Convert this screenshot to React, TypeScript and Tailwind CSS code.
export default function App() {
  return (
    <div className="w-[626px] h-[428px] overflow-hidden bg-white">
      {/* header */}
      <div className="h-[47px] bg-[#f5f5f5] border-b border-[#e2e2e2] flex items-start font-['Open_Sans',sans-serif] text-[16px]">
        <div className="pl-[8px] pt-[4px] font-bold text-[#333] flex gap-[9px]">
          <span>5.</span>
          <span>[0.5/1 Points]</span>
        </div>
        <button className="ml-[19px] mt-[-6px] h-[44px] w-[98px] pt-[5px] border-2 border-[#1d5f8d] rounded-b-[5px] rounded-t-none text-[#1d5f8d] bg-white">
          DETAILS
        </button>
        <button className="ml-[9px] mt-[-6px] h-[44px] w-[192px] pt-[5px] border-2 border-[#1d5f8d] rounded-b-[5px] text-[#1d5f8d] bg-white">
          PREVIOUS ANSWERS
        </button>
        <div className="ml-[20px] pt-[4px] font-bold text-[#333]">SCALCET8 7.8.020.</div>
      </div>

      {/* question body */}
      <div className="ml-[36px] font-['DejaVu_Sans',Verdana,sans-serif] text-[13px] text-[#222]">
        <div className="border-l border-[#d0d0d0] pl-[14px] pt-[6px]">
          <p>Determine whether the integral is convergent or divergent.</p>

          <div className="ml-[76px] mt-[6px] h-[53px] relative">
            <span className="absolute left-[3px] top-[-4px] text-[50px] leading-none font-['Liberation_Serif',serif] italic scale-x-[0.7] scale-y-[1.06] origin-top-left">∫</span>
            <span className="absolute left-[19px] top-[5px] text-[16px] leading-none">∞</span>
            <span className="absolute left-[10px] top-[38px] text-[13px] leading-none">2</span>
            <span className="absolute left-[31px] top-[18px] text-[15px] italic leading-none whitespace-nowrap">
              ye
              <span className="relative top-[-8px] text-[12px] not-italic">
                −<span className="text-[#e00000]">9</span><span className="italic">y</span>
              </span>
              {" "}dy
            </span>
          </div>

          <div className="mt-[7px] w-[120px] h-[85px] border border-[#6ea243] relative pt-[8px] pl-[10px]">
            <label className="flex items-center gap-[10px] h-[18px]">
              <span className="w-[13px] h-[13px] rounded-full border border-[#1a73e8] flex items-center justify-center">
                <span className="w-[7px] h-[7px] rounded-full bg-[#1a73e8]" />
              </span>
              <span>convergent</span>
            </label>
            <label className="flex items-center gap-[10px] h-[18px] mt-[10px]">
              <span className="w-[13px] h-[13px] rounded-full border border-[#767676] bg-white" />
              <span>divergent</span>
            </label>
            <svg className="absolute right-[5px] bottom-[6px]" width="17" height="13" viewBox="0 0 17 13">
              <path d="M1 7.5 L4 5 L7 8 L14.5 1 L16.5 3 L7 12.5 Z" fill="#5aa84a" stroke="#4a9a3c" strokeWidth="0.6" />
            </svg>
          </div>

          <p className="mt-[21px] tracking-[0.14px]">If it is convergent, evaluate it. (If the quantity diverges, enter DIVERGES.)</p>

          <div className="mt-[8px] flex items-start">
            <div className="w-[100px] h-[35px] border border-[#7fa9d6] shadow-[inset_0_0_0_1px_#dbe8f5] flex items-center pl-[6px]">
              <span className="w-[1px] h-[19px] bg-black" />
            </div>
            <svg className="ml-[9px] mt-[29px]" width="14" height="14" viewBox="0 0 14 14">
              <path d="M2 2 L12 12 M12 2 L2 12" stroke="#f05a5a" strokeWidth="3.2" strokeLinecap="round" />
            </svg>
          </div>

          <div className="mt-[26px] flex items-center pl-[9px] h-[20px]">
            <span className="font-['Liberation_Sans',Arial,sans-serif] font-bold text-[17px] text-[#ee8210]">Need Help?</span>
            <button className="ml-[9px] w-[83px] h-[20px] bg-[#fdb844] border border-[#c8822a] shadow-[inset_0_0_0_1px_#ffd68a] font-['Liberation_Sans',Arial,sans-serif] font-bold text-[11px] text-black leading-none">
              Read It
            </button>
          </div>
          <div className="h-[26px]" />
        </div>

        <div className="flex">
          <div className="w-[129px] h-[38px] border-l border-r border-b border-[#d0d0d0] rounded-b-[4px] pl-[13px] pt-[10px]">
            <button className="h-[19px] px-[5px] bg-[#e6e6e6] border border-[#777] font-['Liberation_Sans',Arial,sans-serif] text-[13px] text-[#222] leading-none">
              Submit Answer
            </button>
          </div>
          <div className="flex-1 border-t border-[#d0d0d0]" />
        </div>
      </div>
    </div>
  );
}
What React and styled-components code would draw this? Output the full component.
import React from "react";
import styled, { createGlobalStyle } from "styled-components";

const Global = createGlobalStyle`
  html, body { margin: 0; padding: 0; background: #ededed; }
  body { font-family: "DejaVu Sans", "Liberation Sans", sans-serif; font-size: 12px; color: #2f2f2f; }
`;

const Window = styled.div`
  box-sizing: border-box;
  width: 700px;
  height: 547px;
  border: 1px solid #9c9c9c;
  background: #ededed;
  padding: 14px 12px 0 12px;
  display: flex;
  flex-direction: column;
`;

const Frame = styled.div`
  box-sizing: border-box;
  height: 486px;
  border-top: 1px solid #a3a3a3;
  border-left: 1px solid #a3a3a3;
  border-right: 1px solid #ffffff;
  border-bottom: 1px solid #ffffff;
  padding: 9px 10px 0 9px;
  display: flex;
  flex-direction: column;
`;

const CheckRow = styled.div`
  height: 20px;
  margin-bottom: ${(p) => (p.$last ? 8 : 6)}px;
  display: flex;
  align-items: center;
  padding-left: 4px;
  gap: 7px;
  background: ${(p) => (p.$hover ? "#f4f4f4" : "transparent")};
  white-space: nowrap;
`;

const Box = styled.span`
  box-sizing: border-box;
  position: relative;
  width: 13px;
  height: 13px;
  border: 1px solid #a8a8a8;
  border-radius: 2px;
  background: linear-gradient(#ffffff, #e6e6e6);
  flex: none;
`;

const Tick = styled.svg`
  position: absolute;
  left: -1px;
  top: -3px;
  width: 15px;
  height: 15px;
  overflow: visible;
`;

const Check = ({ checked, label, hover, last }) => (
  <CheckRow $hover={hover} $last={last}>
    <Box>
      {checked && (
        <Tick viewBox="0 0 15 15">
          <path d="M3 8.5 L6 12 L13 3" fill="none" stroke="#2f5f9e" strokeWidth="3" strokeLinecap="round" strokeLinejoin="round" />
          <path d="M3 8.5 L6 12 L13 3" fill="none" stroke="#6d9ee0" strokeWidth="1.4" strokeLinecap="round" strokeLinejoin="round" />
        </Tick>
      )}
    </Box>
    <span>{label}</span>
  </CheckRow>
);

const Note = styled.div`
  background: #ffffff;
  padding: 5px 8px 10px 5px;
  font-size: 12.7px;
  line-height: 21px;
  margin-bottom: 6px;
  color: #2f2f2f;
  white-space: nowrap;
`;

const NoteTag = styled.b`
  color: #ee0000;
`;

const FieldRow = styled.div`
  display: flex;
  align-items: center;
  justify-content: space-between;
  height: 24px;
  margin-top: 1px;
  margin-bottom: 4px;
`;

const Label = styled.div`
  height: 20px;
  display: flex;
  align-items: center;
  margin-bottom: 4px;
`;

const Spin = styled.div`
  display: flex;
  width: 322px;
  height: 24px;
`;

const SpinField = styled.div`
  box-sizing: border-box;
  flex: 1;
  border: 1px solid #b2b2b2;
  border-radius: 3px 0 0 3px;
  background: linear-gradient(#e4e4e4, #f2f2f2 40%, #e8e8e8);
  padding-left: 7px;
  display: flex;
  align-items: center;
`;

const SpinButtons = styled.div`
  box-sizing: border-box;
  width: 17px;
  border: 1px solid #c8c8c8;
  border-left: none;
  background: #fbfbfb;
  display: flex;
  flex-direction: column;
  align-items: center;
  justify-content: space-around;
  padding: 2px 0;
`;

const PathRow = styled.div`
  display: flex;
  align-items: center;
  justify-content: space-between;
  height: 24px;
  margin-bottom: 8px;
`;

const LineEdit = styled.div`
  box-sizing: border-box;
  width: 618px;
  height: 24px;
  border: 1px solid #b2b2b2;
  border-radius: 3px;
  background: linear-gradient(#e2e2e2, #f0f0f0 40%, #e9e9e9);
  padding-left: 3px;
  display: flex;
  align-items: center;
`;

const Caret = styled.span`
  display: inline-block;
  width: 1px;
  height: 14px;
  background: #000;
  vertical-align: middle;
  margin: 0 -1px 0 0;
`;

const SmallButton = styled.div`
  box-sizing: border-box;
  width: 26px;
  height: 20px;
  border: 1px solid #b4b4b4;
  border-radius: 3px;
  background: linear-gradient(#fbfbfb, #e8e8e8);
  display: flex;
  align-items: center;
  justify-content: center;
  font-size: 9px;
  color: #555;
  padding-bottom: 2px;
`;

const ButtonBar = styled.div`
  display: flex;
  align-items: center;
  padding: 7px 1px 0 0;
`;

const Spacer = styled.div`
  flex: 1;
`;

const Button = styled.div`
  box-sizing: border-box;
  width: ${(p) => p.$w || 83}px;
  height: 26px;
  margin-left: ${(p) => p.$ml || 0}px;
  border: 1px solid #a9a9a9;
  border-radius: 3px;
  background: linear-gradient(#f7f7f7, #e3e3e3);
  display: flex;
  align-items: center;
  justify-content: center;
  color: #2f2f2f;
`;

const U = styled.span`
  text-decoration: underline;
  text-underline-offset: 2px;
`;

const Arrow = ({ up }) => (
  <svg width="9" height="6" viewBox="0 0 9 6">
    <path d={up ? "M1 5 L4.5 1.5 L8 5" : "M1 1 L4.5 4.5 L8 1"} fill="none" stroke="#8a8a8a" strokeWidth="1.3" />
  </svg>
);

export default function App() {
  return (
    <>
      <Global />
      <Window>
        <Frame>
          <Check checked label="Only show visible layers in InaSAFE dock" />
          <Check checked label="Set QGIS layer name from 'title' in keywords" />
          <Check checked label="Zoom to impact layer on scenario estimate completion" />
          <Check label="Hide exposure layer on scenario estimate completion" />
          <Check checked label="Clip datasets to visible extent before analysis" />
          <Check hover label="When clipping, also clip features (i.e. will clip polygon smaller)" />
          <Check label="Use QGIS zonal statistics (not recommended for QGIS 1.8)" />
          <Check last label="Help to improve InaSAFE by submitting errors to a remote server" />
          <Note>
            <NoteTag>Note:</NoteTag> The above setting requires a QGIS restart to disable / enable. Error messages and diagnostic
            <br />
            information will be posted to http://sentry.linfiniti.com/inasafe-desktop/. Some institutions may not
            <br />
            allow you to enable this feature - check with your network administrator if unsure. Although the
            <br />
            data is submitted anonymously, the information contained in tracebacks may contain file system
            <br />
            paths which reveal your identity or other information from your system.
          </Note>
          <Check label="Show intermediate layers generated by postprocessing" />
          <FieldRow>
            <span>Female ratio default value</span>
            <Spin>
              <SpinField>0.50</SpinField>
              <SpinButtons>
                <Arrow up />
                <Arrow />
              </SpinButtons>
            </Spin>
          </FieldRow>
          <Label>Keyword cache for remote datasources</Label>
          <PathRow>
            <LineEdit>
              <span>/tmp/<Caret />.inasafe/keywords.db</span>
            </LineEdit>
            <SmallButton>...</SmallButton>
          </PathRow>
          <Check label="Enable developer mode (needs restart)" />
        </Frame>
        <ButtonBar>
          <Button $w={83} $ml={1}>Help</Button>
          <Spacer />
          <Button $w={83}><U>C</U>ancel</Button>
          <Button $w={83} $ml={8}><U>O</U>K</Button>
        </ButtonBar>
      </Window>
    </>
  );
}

> **Your task**: Using the material above, state how many lines include the string "components". Answer with a single number.

> **Task response**: 2